Golf is a game, remember. And games are supposed to be fun.
AI Undercover
As with its metalwoods, XXIO isn’t blasting AI-this or AI-that at us. But make no mistake, XXIO is leaning heavily on its AI tools to maximize performance.
“We look at impact patterns that we collect from all our player testing,” says Brunski. “Then we filter down to the target player we’re designing for. Then we have AI help us determine where to put mass to optimize performance for that player.
“If we go too low with CG, there can be an MOI tradeoff and maybe the sweet spot moves. And if we want to maximize carry, what does the algorithm tell us to do from a CG/MOI standpoint?”
And that’s the thing with supercomputers, artificial intelligence and machine learning. We may worry machines are taking over but look at it another way. The computer, in reality, is simply doing the math for us. And it’s doing way faster than 100 engineers hopped up on Red Bull with turbo-charged calculators could. Those computers are doggone smart but they’re more obedient than anything else. They still need a skilled product designer to tell them what to do and to decide where to go next.
They aren’t running this damned show … yet.
XXIO 13 Irons: Final Thoughts, Specs, Pricing and Availability
If XXIO 13 or any other lightweight offering might fit your game, consider one thing during your demo. Lightness will have some distance benefit during the demo over a more standard weight option. Just remember you don’t play golf in the demo bay. Light and easy is nice, but the real test is how much distance you maintain on the back nine. Or over three or four rounds over a three- or four-day trip.
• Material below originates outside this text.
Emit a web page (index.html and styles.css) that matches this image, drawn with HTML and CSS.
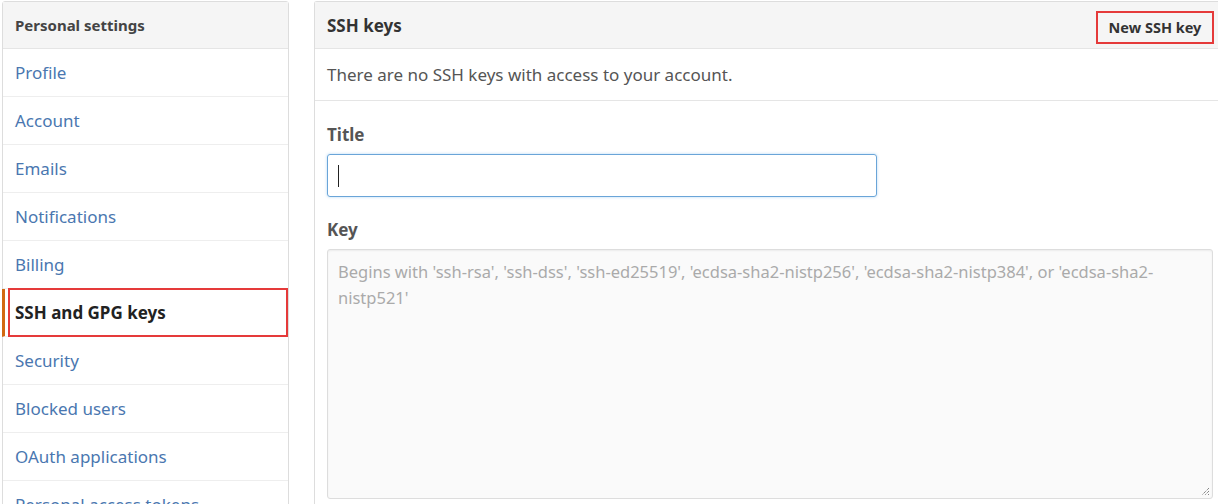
FILE: index.html
```html
<!DOCTYPE html>
<html>
<head>
<meta charset="utf-8">
<link rel="stylesheet" href="styles.css">
</head>
<body>
<div class="page">
  <nav class="menu">
    <div class="menu-heading">Personal settings</div>
    <a class="menu-item">Profile</a>
    <a class="menu-item">Account</a>
    <a class="menu-item">Emails</a>
    <a class="menu-item">Notifications</a>
    <a class="menu-item">Billing</a>
    <a class="menu-item selected">SSH and GPG keys</a>
    <a class="menu-item">Security</a>
    <a class="menu-item">Blocked users</a>
    <a class="menu-item">OAuth applications</a>
    <a class="menu-item">Personal access tokens</a>
  </nav>
  <main class="main">
    <div class="panel-head">
      <h3 class="panel-title">SSH keys</h3>
      <button class="btn-new">New SSH key</button>
    </div>
    <div class="panel-row">There are no SSH keys with access to your account.</div>
    <form class="form">
      <label class="label">Title</label>
      <div class="input"><span class="caret"></span></div>
      <label class="label key-label">Key</label>
      <div class="textarea">
        <span class="placeholder">Begins with 'ssh-rsa', 'ssh-dss', 'ssh-ed25519', 'ecdsa-sha2-nistp256', 'ecdsa-sha2-nistp384', or 'ecdsa-sha2-nistp521'</span>
        <svg class="grip" width="10" height="10" viewBox="0 0 10 10"><path d="M9 2L2 9M9 5L5 9M9 8L8 9" stroke="#555" stroke-width="1" stroke-dasharray="1 1"/></svg>
      </div>
    </form>
  </main>
</div>
</body>
</html>
```
FILE: styles.css
```css
* { box-sizing: border-box; }
html, body { margin: 0; padding: 0; background: #fff; overflow: hidden; }
body {
  font-family: "Noto Sans", "Open Sans", "Liberation Sans", sans-serif;
  color: #333;
  height: 504px;
}
.page {
  display: flex;
  align-items: flex-start;
  padding: 1px 0 0 2px;
  width: 1218px;
  height: 504px;
}
.menu {
  width: 287px;
  flex: none;
  border: 1px solid #ddd;
  border-radius: 3px;
  display: flex;
  flex-direction: column;
}
.menu-heading {
  height: 47px;
  background: #f5f5f5;
  border-bottom: 1px solid #e5e5e5;
  padding: 0 12px;
  display: flex;
  align-items: center;
  font-size: 15px;
  font-weight: 700;
  color: #444;
}
.menu-item {
  height: 48px;
  border-bottom: 1px solid #eee;
  padding: 0 12px;
  display: flex;
  align-items: center;
  font-size: 17px;
  color: #4a77b0;
  text-decoration: none;
  position: relative;
}
.menu-item.selected {
  font-weight: 700;
  color: #222;
  border-left: 3px solid #d26911;
  padding-left: 10px;
  margin-left: -1px;
}
.menu-item.selected::after {
  content: "";
  position: absolute;
  left: 3px;
  top: -1px;
  right: 0;
  bottom: -1px;
  border: 2.5px solid #e53a3a;
}
.main {
  margin-left: 25px;
  flex: 1;
  align-self: stretch;
  border: 1px solid #ddd;
  border-right: none;
  border-bottom: none;
  border-radius: 3px 0 0 0;
  display: flex;
  flex-direction: column;
}
.panel-head {
  height: 47px;
  background: #f5f5f5;
  border-bottom: 1px solid #e5e5e5;
  display: flex;
  align-items: center;
  justify-content: space-between;
  padding: 0 0 0 12px;
}
.panel-title {
  margin: 0;
  font-size: 17px;
  font-weight: 700;
  color: #333;
}
.btn-new {
  font-family: inherit;
  font-size: 14.5px;
  font-weight: 700;
  color: #333;
  background: #f5f5f5;
  border: 2.5px solid #e53a3a;
  height: 33px;
  width: 118px;
  padding: 0;
  margin-right: 4px;
  margin-top: 4px;
}
.panel-row {
  height: 52px;
  padding: 0 12px;
  display: flex;
  align-items: center;
  font-size: 17px;
  color: #555;
  border-bottom: 1px solid #e5e5e5;
}
.form {
  padding: 22px 0 0 12px;
  display: flex;
  flex-direction: column;
}
.label {
  font-size: 17px;
  font-weight: 700;
  color: #555;
  line-height: 24px;
}
.input {
  margin-top: 7px;
  width: 550px;
  height: 43px;
  border: 1px solid #6aa5d8;
  border-radius: 3px;
  box-shadow: 0 0 3px rgba(81, 167, 232, 0.45);
  display: flex;
  align-items: center;
  padding-left: 10px;
}
.caret {
  width: 1px;
  height: 22px;
  background: #222;
}
.key-label { margin-top: 21px; }
.textarea {
  margin-top: 7px;
  width: 886px;
  height: 250px;
  border: 1px solid #ddd;
  border-radius: 3px;
  background: #fafafa;
  box-shadow: inset 0 1px 2px rgba(0,0,0,0.06);
  padding: 9px 10px;
  position: relative;
  font-size: 16.5px;
  line-height: 26px;
  color: #aaa;
}
.grip {
  position: absolute;
  right: 2px;
  bottom: 2px;
}
```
“That’s a truer test of lightweight and easy to swing,” says Brunski.
The new XXIO 13 irons come in men’s and women’s models. And true to XXIO form, there’s virtually no customization available or, according to XXIO, needed. They say stock is premium already and should work for most golfers.
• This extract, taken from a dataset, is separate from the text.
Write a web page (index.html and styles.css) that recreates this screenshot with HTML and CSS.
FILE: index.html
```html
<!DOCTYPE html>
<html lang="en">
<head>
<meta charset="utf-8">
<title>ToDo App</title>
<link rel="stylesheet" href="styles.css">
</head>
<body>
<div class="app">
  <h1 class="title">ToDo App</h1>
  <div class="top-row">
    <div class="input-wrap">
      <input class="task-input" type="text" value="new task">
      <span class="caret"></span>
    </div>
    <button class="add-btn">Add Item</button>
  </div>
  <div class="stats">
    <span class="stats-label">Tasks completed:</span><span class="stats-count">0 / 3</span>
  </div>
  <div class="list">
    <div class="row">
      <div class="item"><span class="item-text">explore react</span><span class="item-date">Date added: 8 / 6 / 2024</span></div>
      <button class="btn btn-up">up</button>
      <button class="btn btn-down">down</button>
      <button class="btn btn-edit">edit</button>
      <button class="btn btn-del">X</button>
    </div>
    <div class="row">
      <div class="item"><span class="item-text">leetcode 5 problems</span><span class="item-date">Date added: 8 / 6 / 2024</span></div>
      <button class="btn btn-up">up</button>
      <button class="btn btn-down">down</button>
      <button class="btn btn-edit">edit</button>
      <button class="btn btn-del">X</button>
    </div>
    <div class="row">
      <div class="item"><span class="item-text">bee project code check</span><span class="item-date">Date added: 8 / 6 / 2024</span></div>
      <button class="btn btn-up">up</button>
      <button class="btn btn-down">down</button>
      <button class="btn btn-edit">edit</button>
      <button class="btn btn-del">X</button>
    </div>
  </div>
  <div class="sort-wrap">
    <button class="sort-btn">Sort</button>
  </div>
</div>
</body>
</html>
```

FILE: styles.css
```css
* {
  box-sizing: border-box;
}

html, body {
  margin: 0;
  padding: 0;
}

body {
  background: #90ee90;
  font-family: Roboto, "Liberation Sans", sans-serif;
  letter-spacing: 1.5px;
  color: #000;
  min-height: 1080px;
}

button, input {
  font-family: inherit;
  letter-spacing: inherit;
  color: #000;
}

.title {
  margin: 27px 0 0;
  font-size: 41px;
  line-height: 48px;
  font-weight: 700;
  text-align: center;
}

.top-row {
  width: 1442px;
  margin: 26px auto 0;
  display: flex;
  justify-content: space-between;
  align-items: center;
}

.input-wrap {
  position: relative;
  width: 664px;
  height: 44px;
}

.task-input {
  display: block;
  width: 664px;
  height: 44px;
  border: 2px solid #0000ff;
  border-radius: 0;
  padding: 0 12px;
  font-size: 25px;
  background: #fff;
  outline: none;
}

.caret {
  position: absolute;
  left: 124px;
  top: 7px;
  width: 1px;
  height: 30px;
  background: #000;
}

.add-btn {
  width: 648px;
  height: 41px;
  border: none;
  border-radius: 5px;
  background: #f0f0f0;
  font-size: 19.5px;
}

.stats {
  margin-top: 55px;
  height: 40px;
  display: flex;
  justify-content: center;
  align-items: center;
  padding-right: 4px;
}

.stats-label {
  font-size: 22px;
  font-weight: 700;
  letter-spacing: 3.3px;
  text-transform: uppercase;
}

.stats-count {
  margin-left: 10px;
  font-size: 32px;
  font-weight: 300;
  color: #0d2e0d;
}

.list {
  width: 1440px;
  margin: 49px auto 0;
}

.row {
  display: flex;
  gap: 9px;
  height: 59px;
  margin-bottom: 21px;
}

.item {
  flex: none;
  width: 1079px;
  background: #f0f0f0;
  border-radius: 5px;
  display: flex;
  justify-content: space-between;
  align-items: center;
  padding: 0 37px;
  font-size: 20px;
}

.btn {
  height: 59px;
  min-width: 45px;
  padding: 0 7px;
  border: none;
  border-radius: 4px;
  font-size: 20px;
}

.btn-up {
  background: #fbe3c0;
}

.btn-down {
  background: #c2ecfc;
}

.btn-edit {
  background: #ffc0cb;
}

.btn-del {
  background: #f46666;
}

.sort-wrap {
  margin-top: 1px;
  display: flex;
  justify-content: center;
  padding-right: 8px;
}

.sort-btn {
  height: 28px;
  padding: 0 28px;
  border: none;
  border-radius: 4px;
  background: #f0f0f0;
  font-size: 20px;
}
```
On the men’s side, XXIO 13 is available in a 22-degree 5-iron through a 56-degree sand wedge. However, only the 6-iron through pitching wedge is available for both lefties and righties.
The men’s set features XXIO’s proprietary 47-gram MP-1300 graphite shaft in regular flex (stiff is available through custom order). The U.S.-sized XXIO grip weighs 56 grams.
Women, by the way, make up 40 percent of XXIO’s sales so there’s no “shrink-it-and-pink-it” here. The ladies get all the same tech, just with two-degree strong lofts through the gap wedge. The stock MP-1300 shaft weighs in at 35 grams while the XXIO grip is 38 grams. The entire line is right-handed only.
Pricing is unchanged from the two-year-old XXIO 12 lineup at $219.99 per iron. A five-club set sells for $1,099.
XXIO 13 will be available at retail on Jan. 26.